If you have appeared for CUET UG 2026, the next big question is: why doesn’t my raw score equal my final NTA score? The answer lies in NTA’s equipercentile normalisation — the statistical engine that converts shift-wise raw marks into a common, comparable scorecard for over 15 lakh candidates writing across May 11–31, 2026 in two daily shifts.
Why normalisation exists
CUET UG runs in multiple shifts over many days. No two shifts have identically difficult papers — one shift’s Physics set may be marginally tougher than another’s. If NTA published raw marks directly, the candidate who got an easier shift would unfairly outrank a candidate who got a tougher one. Normalisation neutralises that shift-luck factor.
The equipercentile method, step by step
- Compute raw scores per shift using the marking scheme (+5 / -1 / 0).
- Rank candidates within each shift and compute their percentile inside that shift.
- Equate percentiles across shifts — candidates with the same percentile across different shifts are treated as scoring the same NTA score, regardless of raw marks.
- Convert the equated percentile back to a normalised NTA score on a common scale.
The percentile formula NTA uses
Percentile = (Number of candidates with raw score ≤ your score / Total candidates in that shift) × 100
Percentile values are computed up to seven decimal places to minimise ties between candidates. This is mandated in NTA’s official normalisation notice.
Worked example
Suppose Shift A had 50,000 candidates and you scored 180 raw. If 49,500 candidates scored ≤ 180, your percentile = (49,500/50,000) × 100 = 99.00 percentile.
Now suppose Shift B was easier — the candidate who scored 180 there ranked 47,000 out of 50,000, giving 94.00 percentile. Same raw 180, very different percentile. Normalisation ensures the Shift A candidate gets a higher final NTA score, despite identical raw marks.
Common myths busted
| Myth | Reality |
|---|---|
| “Raw marks equal NTA score.” | No. NTA score is a normalised, percentile-derived figure. |
| “Difficult-shift bonus marks are awarded.” | No. There is no bonus — only percentile equation. |
| “Tougher paper, lower NTA score.” | The opposite. Same percentile in a tougher paper maps to a higher normalised score than the same raw mark in an easier one. |
| “Tie at 99 percentile = same NTA score forever.” | Ties exist but are broken using NTA tie-breaking rules (age, application number, etc.) for ranking. |
Tie-breaking rules
If two candidates land at the same percentile after normalisation, NTA applies tie-breaks in this order: older candidate first, then earlier application number. Check the latest 2026 information bulletin for any subject-specific override.
Small-session handling
Some shifts have far fewer candidates — this is statistically risky. NTA clubs smaller sessions with larger ones to keep percentile calculation reliable. The smaller the shift, the more it gets pooled.

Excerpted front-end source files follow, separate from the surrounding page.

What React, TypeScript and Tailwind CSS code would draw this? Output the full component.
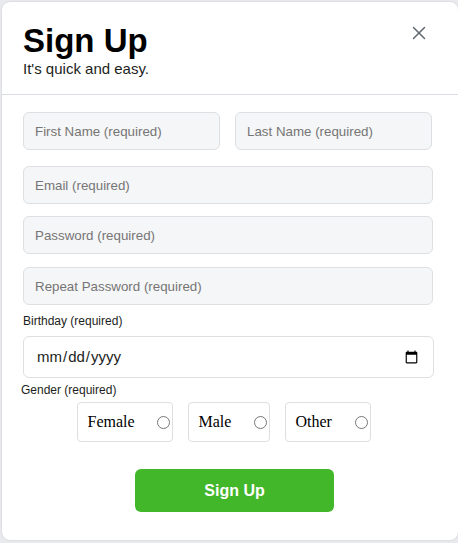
import React from 'react';
import { X } from 'lucide-react';

const inputClass =
  'h-[38px] rounded-[6px] border border-[#dddfe2] bg-[#f5f6f7] px-[11px] text-[13.333px] text-[#1c1e21] placeholder:text-[#757575] outline-none';

const App = () => {
  const genders = [
    { label: 'Female', width: 'w-[96px]' },
    { label: 'Male', width: 'w-[82px]' },
    { label: 'Other', width: 'w-[86px]' },
  ];

  return (
    <div className="min-h-screen bg-[#e9eaed] pl-[2px] pt-[2px] font-['Liberation_Sans',Arial,sans-serif]">
      <div className="h-[538px] w-[456px] rounded-[8px] bg-white shadow-[0_0_2px_rgba(0,0,0,0.15)]">
        {/* Header */}
        <div className="relative h-[93px] border-b border-[#dadde1] px-[21px] pt-[20px]">
          <h1 className="text-[33px] font-bold leading-[38px] text-black">Sign Up</h1>
          <p className="text-[15px] leading-[18px] text-[#1c1e21]">It's quick and easy.</p>
          <button className="absolute right-[28px] top-[20px] text-[#606770]">
            <X size={22} strokeWidth={1.6} />
          </button>
        </div>

        {/* Form */}
        <form className="flex flex-col px-[21px] pt-[17px]">
          <div className="flex gap-[15px]">
            <input className={inputClass + ' w-[197px]'} placeholder="First Name (required)" />
            <input className={inputClass + ' w-[197px]'} placeholder="Last Name (required)" />
          </div>
          <input className={inputClass + ' mt-[16px] w-[410px]'} placeholder="Email (required)" />
          <input className={inputClass + ' mt-[12px] w-[410px]'} placeholder="Password (required)" type="password" />
          <input className={inputClass + ' mt-[13px] w-[410px]'} placeholder="Repeat Password (required)" type="password" />

          <label className="mt-[8px] text-[12px] leading-[16px] text-[#1c1e21]">Birthday (required)</label>
          <input
            type="date"
            className="mt-[7px] h-[42px] w-[411px] rounded-[6px] border border-[#dddfe2] bg-white px-[12px] text-[15px] text-[#1c1e21] outline-none"
          />

          <label className="-ml-[2px] mt-[4px] text-[12px] leading-[16px] text-[#1c1e21]">Gender (required)</label>
          <div className="mt-[4px] flex justify-center gap-[15px] pr-[13px]">
            {genders.map((g) => (
              <label
                key={g.label}
                className={`flex h-[40px] ${g.width} items-center justify-between rounded-[4px] border border-[#dddfe2] pl-[10px] pr-[2px] font-['Liberation_Serif','Times_New_Roman',serif] text-[16px] text-black`}
              >
                {g.label}
                <input type="radio" name="gender" className="h-[13px] w-[13px]" />
              </label>
            ))}
          </div>

          <div className="mt-[27px] flex justify-center pl-[9px]">
            <button
              type="button"
              className="h-[43px] w-[199px] rounded-[6px] bg-[#42b72a] text-[16px] font-bold text-white"
            >
              Sign Up
            </button>
          </div>
        </form>
      </div>
    </div>
  );
};

export default App;
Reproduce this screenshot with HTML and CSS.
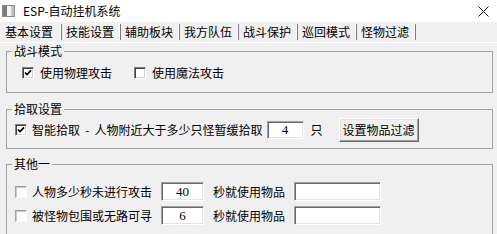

What candidates should remember
- Do not panic if your raw score looks lower than a friend’s — the shift-wise percentile is what matters.
- Use the response sheet (released second/third week of June 2026) to compute your raw score, then wait for the official NTA score.
- For CUET-participating universities like DU, BHU, JNU, AMU and JMI, only the final NTA percentile/score is used — not raw marks.
- The cuet.nta.nic.in scorecard will display your normalised NTA score per subject, not raw.
Frequently Asked Questions
Does normalisation favour any particular shift?
No. Equipercentile is statistically neutral — it equates percentile rank, not difficulty.
Can normalisation push my score above 100?
No. The percentile range is 0–100. The NTA score derived from it falls within the original scale per subject.
Where can I read the official normalisation policy?
NTA’s normalisation notice is permanently published at this PDF link. The methodology remains unchanged for CUET UG 2026.